I covered the concept of risk management in the context of Blood Bowl previously, but it’s equally as important in 40K and any other tabletop wargame. At its core risk management is the balance of two spectrums; the probability that a given action will result in failure and the consequence of that failure. This is the same approach that industry and government uses whenever perfect knowledge is impossible to achieve, which is almost always the case. In those situations managers have to weigh the benefit of a particular choice over the very real (and sometimes life threatening) consequences of failure. The first step in risk management is to fill in a sentence: “If X happens because of Y then Z”. For example, “If the last Hellblaster holding the objective marker dies because I overheated his plasma incinerator, then my opponent gets another 5 VP and I lose the game.” From there you determine how likely Y is to occur, the impact of Z, and then calculate the overall risk.

In the context of overheating a plasma weapon the probability of failure is easily determined; it’s the probability that an unmodified 1 will result. The probability of that happening depends on the presence of a re-roll, how often a hit die will be re-rolled based on the target number, and the number of attacks. Note that all we really care about is that not a single result ends up being a 1, meaning that we have a 5 in 6 chance of success. To determine the probability based on the number of outcomes take the initial probability, raise it to the power of the number of attacks performed, and then subtract that number from one. For example an assault plasma incinerator gets three shots, so the probability of not rolling a single result of one is (5/6)^3 or 58%. Therefore the probability of rolling at least a single result of one is 1 minus that, or 42%.

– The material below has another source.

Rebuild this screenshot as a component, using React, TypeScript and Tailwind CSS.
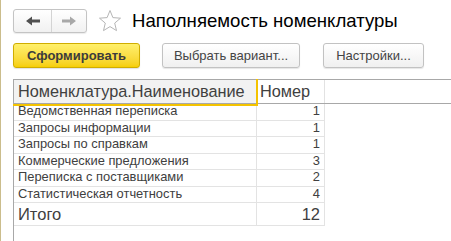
import React from 'react';

const rows: { name: string; num: number }[] = [
  { name: 'Ведомственная переписка', num: 1 },
  { name: 'Запросы информации', num: 1 },
  { name: 'Запросы по справкам', num: 1 },
  { name: 'Коммерческие предложения', num: 3 },
  { name: 'Переписка с поставщиками', num: 2 },
  { name: 'Статистическая отчетность', num: 4 },
];

const Arrow: React.FC<{ dir: 'left' | 'right'; color: string }> = ({ dir, color }) => (
  <svg width="14" height="10" viewBox="0 0 14 10" style={{ transform: dir === 'right' ? 'scaleX(-1)' : undefined }}>
    <path d="M0 5 L6 0.5 L6 3.5 L14 3.5 L14 6.5 L6 6.5 L6 9.5 Z" fill={color} />
  </svg>
);

const Star: React.FC = () => (
  <svg width="24" height="24" viewBox="0 0 24 24">
    <path
      d="M12 1.5 L14.9 8.6 L22.5 9.2 L16.7 14.1 L18.5 21.6 L12 17.6 L5.5 21.6 L7.3 14.1 L1.5 9.2 L9.1 8.6 Z"
      fill="none"
      stroke="#b5b5b5"
      strokeWidth="1"
      strokeLinejoin="miter"
    />
  </svg>
);

const App: React.FC = () => {
  const total = rows.reduce((s, r) => s + r.num, 0);

  return (
    <div
      className="w-[451px] h-[241px] overflow-hidden bg-white border-l border-[#cbbd8c] pl-[12px]"
      style={{ fontFamily: '"Liberation Sans", Arial, sans-serif' }}
    >
      {/* top bar */}
      <div className="flex items-center h-[24px] mt-[9px]">
        <div className="flex h-[24px] w-[74px] rounded-[3px] border border-[#c4c4c4] bg-gradient-to-b from-white to-[#f1f1f1] shadow-[0_1px_1px_rgba(0,0,0,0.08)]">
          <div className="flex w-[38px] items-center justify-center border-r border-[#d4d4d4]">
            <Arrow dir="left" color="#505050" />
          </div>
          <div className="flex flex-1 items-center justify-center">
            <Arrow dir="right" color="#a8a8a8" />
          </div>
        </div>
        <div className="ml-[11px] flex items-center">
          <Star />
        </div>
        <div className="ml-[10px] text-[18.6px] leading-none text-black">Наполняемость номенклатуры</div>
      </div>

      {/* command bar */}
      <div className="flex items-center mt-[10px] h-[25px]">
        <button className="h-[25px] w-[127px] rounded-[3px] border border-[#d0ad00] bg-gradient-to-b from-[#fff06a] to-[#f6cf00] text-[13px] font-bold text-[#3c3c3c] shadow-[0_1px_1px_rgba(0,0,0,0.12)]">
          Сформировать
        </button>
        <button className="ml-[22px] h-[25px] w-[138px] rounded-[3px] border border-[#c2c2c2] bg-gradient-to-b from-white to-[#f0f0f0] text-[13px] text-[#444] shadow-[0_1px_1px_rgba(0,0,0,0.1)]">
          Выбрать вариант...
        </button>
        <button className="ml-[23px] h-[25px] w-[101px] rounded-[3px] border border-[#c2c2c2] bg-gradient-to-b from-white to-[#f0f0f0] text-[13px] text-[#444] shadow-[0_1px_1px_rgba(0,0,0,0.1)]">
          Настройки...
        </button>
      </div>

      {/* report table */}
      <div className="mt-[11px] h-[200px] border-l border-[#a8a8a8] text-[#404040]">
        <div className="relative flex h-[25px] border-t border-b border-[#a8a8a8]">
          <div className="flex w-[243px] items-center bg-[#f2f2f2] pl-[4px] text-[16.3px]">
            Номенклатура.Наименование
          </div>
          <div className="flex w-[68px] items-center border-r border-[#e2e2e2] pl-[3px] text-[16.3px]">
            Номер
          </div>
          <div className="pointer-events-none absolute left-[-1px] top-[-1px] h-[27px] w-[245px] border-r-2 border-b-2 border-[#f4c300]" />
        </div>

        {rows.map((r) => (
          <div key={r.name} className="flex h-[16.5px] text-[12.9px] leading-none">
            <div className="flex w-[243px] items-center border-b border-r border-[#e3e3e3] pl-[4px]">{r.name}</div>
            <div className="flex w-[68px] items-center justify-end border-b border-r border-[#e3e3e3] pr-[4px]">
              {r.num}
            </div>
          </div>
        ))}

        <div className="flex h-[23px] text-[16.5px] leading-none">
          <div className="flex w-[243px] items-center border-b border-r border-[#e3e3e3] pl-[4px]">Итого</div>
          <div className="flex w-[68px] items-center justify-end border-b border-r border-[#e3e3e3] pr-[4px]">
            {total}
          </div>
        </div>
      </div>
    </div>
  );
};

export default App;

The second part of risk management is understanding the consequences of a particular failure and converting that into a level of impact. The difference between a single plasma gunner Guardsman dying at the end of the game and a Space Marine Captain with a plasma pistol dying in the first turn are very different. In broad terms a catastrophic consequence would be one that’s guaranteed to lose the game, a moderate consequence might be one that would be a challenge to recover from or would significantly limit your options, while a neglectable consequence would be one that is completely inconsequential (such as long a unit that isn’t scoring points at the end of the game). Once you understand the probability and impact of a particular action, you can then apply a rubric such as the matrix below to determine how risky a particular action is, and determine the level of reward needed to justify the risk.

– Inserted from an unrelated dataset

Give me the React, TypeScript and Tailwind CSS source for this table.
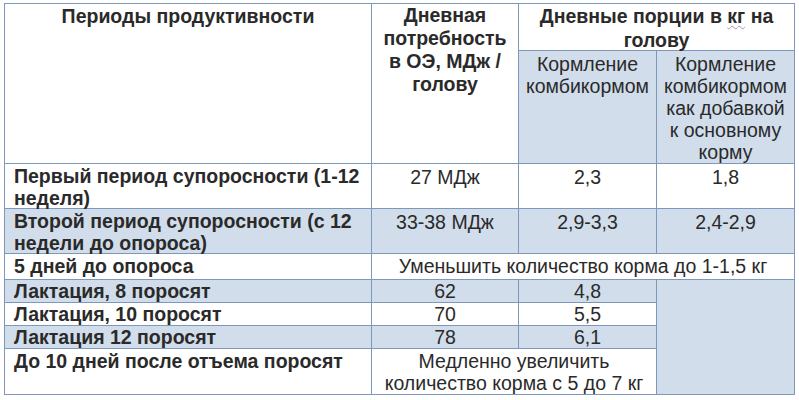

NASA Risk Matrix. Source: @tweetsoutloud

For example, let’s say that I position a unit of plasma Inceptors and a Primaris Captain armed with a plasma pistol on an objective. I see a high value target and decide if I want to overcharge my Inceptors. Re-rolling 1s with 2d3 attacks is a 12% chance (so unlikely) to kill the model and the impact of losing an Inceptor is minor, which translates to a low-medium risk. I choose to overcharge the Inceptors and, as is my lot in life, all three die. Do I then choose to fire the plasma pistol of the Captain? The probability of rolling a 1 is 17% (still unlikely), but if I lose the Captain I lose the objective and a lot of flexibility. It doesn’t guarantee that I lose the game, but it’s still significant so I assign a critical risk. The risk matrix says that my risk is still low-medium. Is the attack still worth the risk? It depends on the benefit of making the attack. If I have a chance to finish off a major threat then it could be worth the risk. On the other hand if the result of the attack is insignificant then it’s probably not worth it. Ultimately risk management is a tool for you as a player to make an internal evaluation of each moment, to analyze and determine the situation and weigh whether or not the risk of failure is worth the reward of success.

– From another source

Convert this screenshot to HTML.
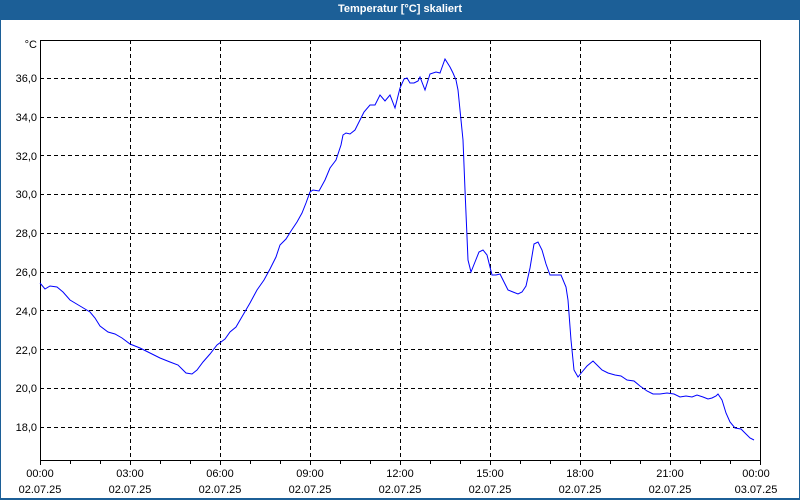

Imperial Fists Primaris Captain with Power Fist
I’m honestly curious as to how many people have actually overcharged that pistol. Credit: Jack Hunter

Balancing Point Values

The other part of Glittch’s question was whether or not a particular decision was worth the points. This is honestly a non-trivial exercise, as the value of something changes dramatically over the course of a game. In a vacuum one thing you can do is calculate the expected points lost versus the expected points destroyed. While not a perfect method, it at least provides a baseline to make judgements from.

Expected Points Lost = Probability of Death x Value of Model

Expected Points Destroyed = Average Attacks x P(Hit) x P(Wound) x [1-P(Save)] x [1 – P(FNP)] x (1 / # Attacks To Kill Target) x Target Value

For example a Primaris Captain firing an overcharged plasma pistol is 105 points and has a 17% chance of dying without any re-rolls. Take the product of those two numbers and you get an average of 17.5 points lost per round of firing. If the target is an Intercessor (20 points) then given that you have 1 attack, P(Hit) is 5/6, P(Wound) is 5/6, there’s no save or FNP, and it only takes 1 hit to kill the target then the resulting expected points destroyed is (5/6) x (5/6) x 20 = 13.9 points. In other words on average you’ll lose more points than your opponents if you shoot a Captain’s plasma pistol at an Intercessor.

Adeptus Mechanicus - Skitarii
Adeptus Mechanicus – Skitarii
Credit: Pendulin

Wrapping Up

While it’s often tempting to consider a particular scenario in terms of raw points efficiency, and the equations above should be helpful in determining whether or not a given attack is points positive or not, in general I recommend that players take a risk management approach when it comes to decisions like this. Ultimately the risk and reward of a particular action is typically about more than just points and balancing the probability of failure, the impact of a given failure, and the consequences of success will be far more useful. By taking a holistic approach and going beyond the raw numbers (admittedly a strange thing for a column about math to say) you gain a more comprehensive understanding of the situation and can make a more informed decision.